BACKGROUND

Inflammation significantly contributes to the pathogenesis of osteoarthritis (OA). Recent studies have elucidated the critical role of the three-prime repair exonuclease 1 (TREX1) in regulating inflammatory responses and oxidative stress. The aim of the study was to investigate the regulatory function of TREX1 in maintaining joint homeostasis subsequent to the destabilization of the medial meniscus (DMM) in a murine model.

METHODS

Trex1-KO mice on a C57BL/6J background were utilized to investigate the role of Trex1 in OA. The DMM-induced OA model demonstrated histological and molecular alterations post-surgery, with immunofluorescence and Western blot analyses employed to assess chondrocyte characteristics and protein expression, respectively.

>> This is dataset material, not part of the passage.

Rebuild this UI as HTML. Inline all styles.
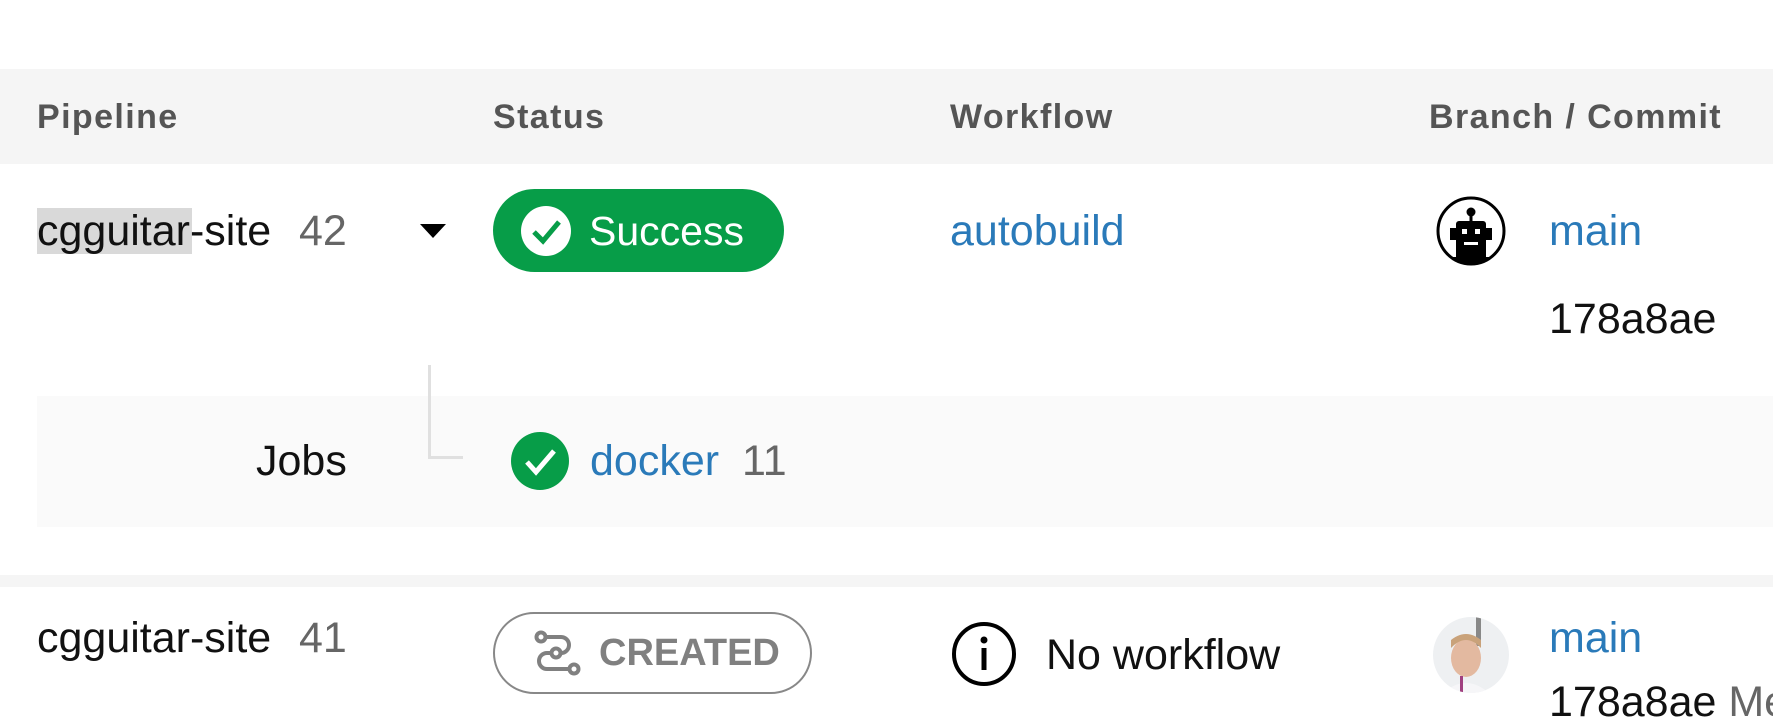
<!DOCTYPE html>
<html><head><meta charset="utf-8"><style>
*{margin:0;padding:0;box-sizing:border-box}
body{width:1773px;height:716px;background:#fff;position:relative;overflow:hidden;font-family:"Liberation Sans",Arial,sans-serif;color:#111}
.a{position:absolute;white-space:nowrap}
.h{font-weight:bold;font-size:34px;color:#555;letter-spacing:1.4px;top:98px}
.t{font-size:43px;line-height:50px}
.blue{color:#2a7ab9}
.grey{color:#666}
</style></head><body>
<div class="a" style="left:0;top:69px;width:1773px;height:95px;background:#f5f5f5"></div>
<div class="a h" style="left:37px">Pipeline</div>
<div class="a h" style="left:493px">Status</div>
<div class="a h" style="left:950px">Workflow</div>
<div class="a h" style="left:1429px">Branch / Commit</div>

<div class="a" style="left:37px;top:208px;width:155px;height:46px;background:#d9d9d9"></div>
<div class="a t" style="left:37px;top:206px">cgguitar-site</div>
<div class="a t grey" style="left:299px;top:206px">42</div>
<svg class="a" style="left:420px;top:224px" width="28" height="16"><path d="M0 0H26L13 14Z" fill="#000"/></svg>

<div class="a" style="left:493px;top:189px;width:291px;height:83px;background:#079d48;border-radius:42px"></div>
<svg class="a" style="left:520px;top:205px" width="52" height="52"><circle cx="26" cy="26" r="25" fill="#fff"/><path d="M14 27l9 9 16-19" stroke="#079d48" stroke-width="5" fill="none"/></svg>
<div class="a" style="left:589px;top:206px;color:#fff;font-size:41px;line-height:50px">Success</div>

<div class="a t blue" style="left:950px;top:206px">autobuild</div>

<svg class="a" style="left:1434px;top:194px" width="74" height="74"><circle cx="37" cy="37" r="33" fill="#fff" stroke="#000" stroke-width="3"/><clipPath id="c"><circle cx="37" cy="37" r="33"/></clipPath><g clip-path="url(#c)"><circle cx="37" cy="18" r="4.5"/><rect x="35.5" y="20" width="3" height="9"/><rect x="22" y="27" width="30" height="50" rx="3"/><rect x="16" y="34" width="42" height="12"/><rect x="28" y="35" width="5" height="5" fill="#fff"/><rect x="41" y="35" width="5" height="5" fill="#fff"/><rect x="30" y="48" width="14" height="3" fill="#fff"/><rect x="0" y="63" width="74" height="20"/></g></svg>
<div class="a t blue" style="left:1549px;top:206px">main</div>
<div class="a t" style="left:1549px;top:294px">178a8ae</div>

<div class="a" style="left:37px;top:396px;width:1736px;height:131px;background:#fafafa"></div>
<div class="a" style="left:428px;top:365px;width:3px;height:94px;background:#e0e0e0"></div>
<div class="a" style="left:428px;top:456px;width:35px;height:3px;background:#e0e0e0"></div>
<div class="a t" style="left:256px;top:436px">Jobs</div>
<svg class="a" style="left:511px;top:432px" width="58" height="58"><circle cx="29" cy="29" r="29" fill="#079d48"/><path d="M16 30l9 10 18-21" stroke="#fff" stroke-width="5" fill="none"/></svg>
<div class="a t blue" style="left:590px;top:436px">docker</div>
<div class="a t grey" style="left:742px;top:436px">11</div>

<div class="a" style="left:0;top:575px;width:1773px;height:12px;background:#f5f5f5"></div>

<div class="a t" style="left:37px;top:613px">cgguitar-site</div>
<div class="a t grey" style="left:299px;top:613px">41</div>
<div class="a" style="left:493px;top:612px;width:319px;height:82px;border:2px solid #888;border-radius:41px"></div>
<svg class="a" style="left:533px;top:630px" width="48" height="48" fill="none" stroke="#808080" stroke-width="4"><circle cx="8" cy="7" r="4.5"/><path d="M12.5 7H28a8 8 0 0 1 0 16H14a8 8 0 0 0 0 16H37"/><circle cx="23" cy="23" r="4.5" fill="#fff"/><circle cx="41" cy="39" r="4.5"/></svg>
<div class="a" style="left:599px;top:630px;font-size:38px;font-weight:bold;color:#808080;line-height:46px">CREATED</div>

<svg class="a" style="left:950px;top:620px" width="68" height="68"><circle cx="34" cy="34" r="30" fill="none" stroke="#000" stroke-width="4"/><circle cx="34" cy="20" r="3.5"/><rect x="31.5" y="28" width="5" height="22"/></svg>
<div class="a t" style="left:1046px;top:630px">No workflow</div>

<svg class="a" style="left:1432px;top:616px" width="78" height="78"><defs><clipPath id="d"><circle cx="39" cy="39" r="38"/></clipPath></defs><g clip-path="url(#d)"><rect width="78" height="78" fill="#eef0f2"/><rect x="44" y="0" width="5" height="30" fill="#888"/><ellipse cx="34" cy="42" rx="15" ry="19" fill="#e3b9a0"/><path d="M19 32q15-16 30 0v-8q-15-12-30 0z" fill="#c9a27a"/><path d="M10 78q24-22 48 0z" fill="#f6f6f8"/><rect x="28" y="60" width="3" height="18" fill="#a04080"/></g></svg>
<div class="a t blue" style="left:1549px;top:613px">main</div>
<div class="a t" style="left:1549px;top:677px">178a8ae <span class="grey">Me</span></div>
</body></html>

In vitro experiments have been conducted where we established a co-culture system of macrophages and chondrocytes to investigate the regulatory role of Trex1 in macrophage polarization and its subsequent biological effects on chondrocytes, as well as the underlying mechanisms of these regulatory actions.

RESULTS

TREX1 deficiency intensifies OA progression in DMM mice, marked by increased oxidative stress, inflammation, and cartilage damage. TREX1 pretreatment in macrophages mitigates LPS-induced chondrocyte apoptosis and oxidative stress, an effect attenuated by si-c-Fos. AP-1 inhibition counters TREX1's protective impact on chondrocytes. TREX1 modulates macrophage polarization, influencing chondrocyte differentiation and matrix homeostasis in OA pathogenesis.

CONCLUSION

Overall, TREX1's influence on macrophage polarization affects chondrocyte function and cartilage homeostasis, making it a potential therapeutic target for OA treatment.